The big winners are companies like Verizon who bought AOL to move their business towards online advertising and is in the process of taking over what’s left of Yahoo. They’ve bought themselves an advertising infrastructure with lots of data of their own and can now exploit the data trail of their own customers. AT&T are also in celebratory mood and have been gushing about the Trump administration more generally. Back in 2013 they operated a program called ‘internet preferences’ which instituted additional charges for users who opted out of having their usage data exploited to expose them to behavioural advertising. Have achieved their goal of overturning the regulations, Telecoms are claiming they won’t sell users’ browser history. But selling data is not the model of Google or Facebook either – once sold the  competitive advantage the data provides is lost. Instead they control access to its exploitation on long-term exploitation: they administer the data, marketers pay them directly or indirectly to take advantage of it.

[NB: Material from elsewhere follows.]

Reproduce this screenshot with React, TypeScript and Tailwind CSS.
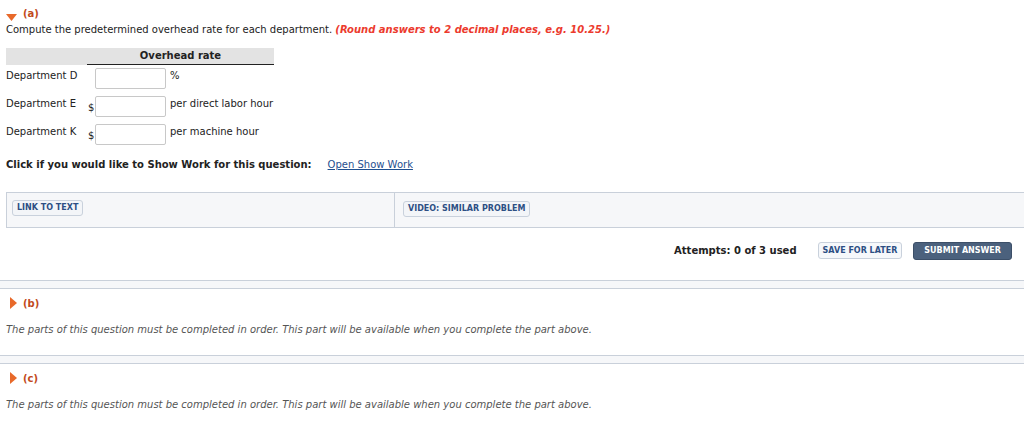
const font = { fontFamily: '"DejaVu Sans", Verdana, sans-serif' }

function DownTriangle() {
  return (
    <svg width="11" height="7" viewBox="0 0 11 7" className="mr-[6px]">
      <polygon points="0,0 11,0 5.5,7" fill="#e8692a" />
    </svg>
  )
}

function RightTriangle() {
  return (
    <svg width="7" height="12" viewBox="0 0 7 12" className="mr-[6px]">
      <polygon points="0,0 7,6 0,12" fill="#e8692a" />
    </svg>
  )
}

function SmallButton({ children, className = '' }: { children: React.ReactNode; className?: string }) {
  return (
    <button className={`rounded-[3px] border border-[#c9d1dc] bg-[#f3f5f8] px-[4px] text-[8px] font-bold leading-[14px] text-[#2d4f84] ${className}`}>
      {children}
    </button>
  )
}

function Row({ label, prefix, unit }: { label: string; prefix?: string; unit: string }) {
  return (
    <div className="flex h-[28px] items-start whitespace-nowrap">
      <div className="w-[82px] pt-[4px] leading-[14px]">{label}</div>
      <div className="relative w-[7px]">
        {prefix && <span className="absolute left-0 top-[8px] leading-[14px]">{prefix}</span>}
      </div>
      <div className="mt-[3px] h-[21px] w-[71px] rounded-[2px] border border-[#c8c8c8] bg-white" />
      <div className="ml-[4px] pt-[4px] leading-[14px]">{unit}</div>
    </div>
  )
}

function LockedPart({ letter }: { letter: string }) {
  return (
    <div>
      <div className="h-[9px] border-y border-[#c9d0da] bg-[#f6f7f9]" />
      <div className="flex h-[27px] items-center pl-[10px] pt-[1px]">
        <RightTriangle />
        <span className="text-[10px] font-bold text-[#c24a1c]">({letter})</span>
      </div>
      <div className="pl-[6px] text-[10px] italic leading-[27px] text-[#555]">
        The parts of this question must be completed in order. This part will be available when you complete the part above.
      </div>
      <div className="h-[12px]" />
    </div>
  )
}

export default function App() {
  return (
    <div style={font} className="h-[423px] w-[1024px] overflow-hidden bg-white text-[10px] text-[#222]">
      <div className="flex h-[21px] items-end pl-[6px]">
        <DownTriangle />
        <span className="font-bold leading-[14px] text-[#c24a1c]">(a)</span>
      </div>
      <div className="pl-[6px] pt-[2px] leading-[14px]">
        Compute the predetermined overhead rate for each department.{' '}
        <span className="font-bold italic text-[#ec3a2d]">(Round answers to 2 decimal places, e.g. 10.25.)</span>
      </div>

      <div className="ml-[6px] mt-[11px] w-[268px]">
        <div className="flex h-[17px] bg-[#e3e3e3]">
          <div className="w-[81px]" />
          <div className="flex-1 border-b border-[#222] text-center font-bold leading-[16px]">Overhead rate</div>
        </div>
        <div>
          <Row label="Department D" unit="%" />
          <Row label="Department E" prefix="$" unit="per direct labor hour" />
          <Row label="Department K" prefix="$" unit="per machine hour" />
        </div>
      </div>

      <div className="mt-[9px] flex pl-[6px] leading-[14px]">
        <span className="font-bold">Click if you would like to Show Work for this question:</span>
        <a className="ml-[16px] text-[#1f4f8f] underline">Open Show Work</a>
      </div>

      <div className="ml-[6px] mt-[20px] flex h-[36px] border-y border-[#c9d0da] bg-[#f6f7f9]">
        <div className="w-[389px] border-x border-[#c9d0da] pl-[5px] pt-[6px]">
          <SmallButton>LINK TO TEXT</SmallButton>
        </div>
        <div className="flex-1 pl-[8px] pt-[7px]">
          <SmallButton>VIDEO: SIMILAR PROBLEM</SmallButton>
        </div>
      </div>

      <div className="mt-[13px] flex h-[19px] items-center justify-end pr-[12px]">
        <span className="mr-[21px] font-bold">Attempts: 0 of 3 used</span>
        <SmallButton className="h-[17px] bg-[#f6f8fb] px-[3px]">SAVE FOR LATER</SmallButton>
        <button className="ml-[11px] h-[18px] rounded-[3px] border border-[#3c4f68] bg-[#4b617d] px-[10px] text-[8px] font-bold text-white">
          SUBMIT ANSWER
        </button>
      </div>

      <div className="h-[20px]" />
      <LockedPart letter="b" />
      <LockedPart letter="c" />
    </div>
  )
}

As the gatekeeper to the network the ISP can see and read the URLs of all the pages you visit. If the site connection is via HTTPs then only the domain you are visiting is exposed – a minor mitigation but another good reason to use HTTPs Everywhere.

There are two technical responses to this situation both of which are unsatisfactory.

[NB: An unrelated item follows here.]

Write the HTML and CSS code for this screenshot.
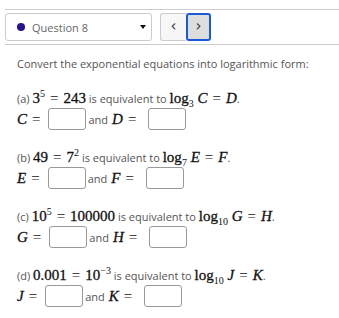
FILE: index.html
```html
<!DOCTYPE html>
<html lang="en">
<head>
    <meta charset="UTF-8">
    <title>Question 8</title>
    <link rel="stylesheet" href="styles.css">
</head>
<body>

<div id="wrap">
    <div class="nav">
        <div class="picker">
            <span class="dot"></span>
            <span class="picker-label">Question 8</span>
            <span class="caret"></span>
        </div>
        <div class="pager">
            <button class="pg prev">&lsaquo;</button>
            <button class="pg next">&rsaquo;</button>
        </div>
    </div>

    <div class="body">
        <p class="intro">Convert the exponential equations into logarithmic form:</p>

        <div class="part">
            <p class="q">(a) <span class="m">3<sup>5</sup><span class="eq">=</span>243</span> is equivalent to <span class="m">log<sub>3</sub> <i>C</i><span class="eq">=</span><i>D</i></span>.</p>
            <div class="row">
                <span class="m"><i>C</i><span class="eq">=</span></span><span class="box"></span><span class="and">and</span><span class="m"><i>D</i><span class="eq">=</span></span><span class="box"></span>
            </div>
        </div>

        <div class="part">
            <p class="q">(b) <span class="m">49<span class="eq">=</span>7<sup>2</sup></span> is equivalent to <span class="m">log<sub>7</sub> <i>E</i><span class="eq">=</span><i>F</i></span>.</p>
            <div class="row">
                <span class="m"><i>E</i><span class="eq">=</span></span><span class="box"></span><span class="and">and</span><span class="m"><i>F</i><span class="eq">=</span></span><span class="box"></span>
            </div>
        </div>

        <div class="part">
            <p class="q">(c) <span class="m">10<sup>5</sup><span class="eq">=</span>100000</span> is equivalent to <span class="m">log<sub>10</sub> <i>G</i><span class="eq">=</span><i>H</i></span>.</p>
            <div class="row">
                <span class="m"><i>G</i><span class="eq">=</span></span><span class="box"></span><span class="and">and</span><span class="m"><i>H</i><span class="eq">=</span></span><span class="box"></span>
            </div>
        </div>

        <div class="part">
            <p class="q">(d) <span class="m">0.001<span class="eq">=</span>10<sup>&minus;3</sup></span> is equivalent to <span class="m">log<sub>10</sub> <i>J</i><span class="eq">=</span><i>K</i></span>.</p>
            <div class="row">
                <span class="m"><i>J</i><span class="eq">=</span></span><span class="box"></span><span class="and">and</span><span class="m"><i>K</i><span class="eq">=</span></span><span class="box"></span>
            </div>
        </div>

        <div class="more"></div>
    </div>
</div>

</body>
</html>
```

FILE: styles.css
```css
body, html {
    margin:0;
    padding:0;
    background:#fff;
    color:#555;
    font-family:"Open Sans", "Liberation Sans", sans-serif;
    font-size:11px;
}
#wrap {
    padding-top:9px;
    padding-left:5px;
}
.nav {
    display:flex;
    align-items:center;
    gap:8px;
    padding:3px 0;
    border-top:1px solid #ccc;
    border-bottom:1px solid #ccc;
}
.picker {
    display:flex;
    align-items:center;
    box-sizing:border-box;
    width:147px;
    height:28px;
    padding:0 5px 0 11px;
    border:1px solid #ccc;
    border-radius:3px;
}
.dot {
    width:8px;
    height:8px;
    border-radius:50%;
    background:#27128f;
}
.picker-label {
    flex:1;
    margin-left:7px;
    color:#666;
}
.caret {
    width:0;
    height:0;
    border-left:3px solid transparent;
    border-right:3px solid transparent;
    border-top:4px solid #111;
}
.pager {
    display:flex;
}
.pg {
    box-sizing:border-box;
    height:28px;
    margin:0;
    padding:0 0 2px;
    font-family:"DejaVu Sans", sans-serif;
    font-size:15px;
    color:#333;
    cursor:pointer;
}
.prev {
    width:26px;
    background:#f7f7f7;
    border:1px solid #ccc;
    border-right:none;
    border-radius:3px 0 0 3px;
}
.next {
    width:25px;
    background:#ddd;
    border:2px solid #1a5ad8;
    border-radius:3px;
}
.body {
    padding:11px 0 0 12px;
}
.intro {
    margin:0 0 18px;
    line-height:16px;
}
.part {
    margin-bottom:19px;
}
.q {
    margin:0;
    line-height:16px;
    white-space:nowrap;
}
.m {
    font-family:"Liberation Serif", "DejaVu Serif", serif;
    font-size:15px;
    color:#111;
    -webkit-text-stroke:0.3px #111;
}
.m i {
    font-style:italic;
}
.m sup, .m sub {
    font-size:10px;
    line-height:0;
    -webkit-text-stroke:0;
}
.eq {
    margin:0 5px;
    -webkit-text-stroke:0;
}
.row {
    display:flex;
    align-items:center;
    margin-top:1px;
    height:22px;
}
.row .m {
    margin-right:3px;
}
.box {
    box-sizing:border-box;
    width:38px;
    height:22px;
    border:1px solid #999;
    border-radius:3px;
    background:#fff;
}
.and {
    margin:0 4px 0 2px;
}
.row .and + .m .eq {
    margin-right:9px;
}
.more {
    width:10px;
    margin-left:83px;
    border-top:2px solid #666;
}
```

Tor: if you use Tor to access the web then your traffic is encrypted and routed via a series of other servers before being reaching the destination website. Thus the traffic is concealed from the ISP but at the cost of performance – all that circumnavigation to get your request to its final destination slows down the process. If it sounds too technical for you, think again: the Tor browser requires zero configuration overhead.

VPN: if you use a virtual private network then all your web traffic is routed securely through another server, so the ISP can only observe you connecting to that resource. That’s great but VPNs are paid services, typically between $30 and $100 a year. If you use a VPN for this purpose you hope that they are more trustworthy than the ISP, but the VPN world is fragmented among small providers and has no consistent audit standard.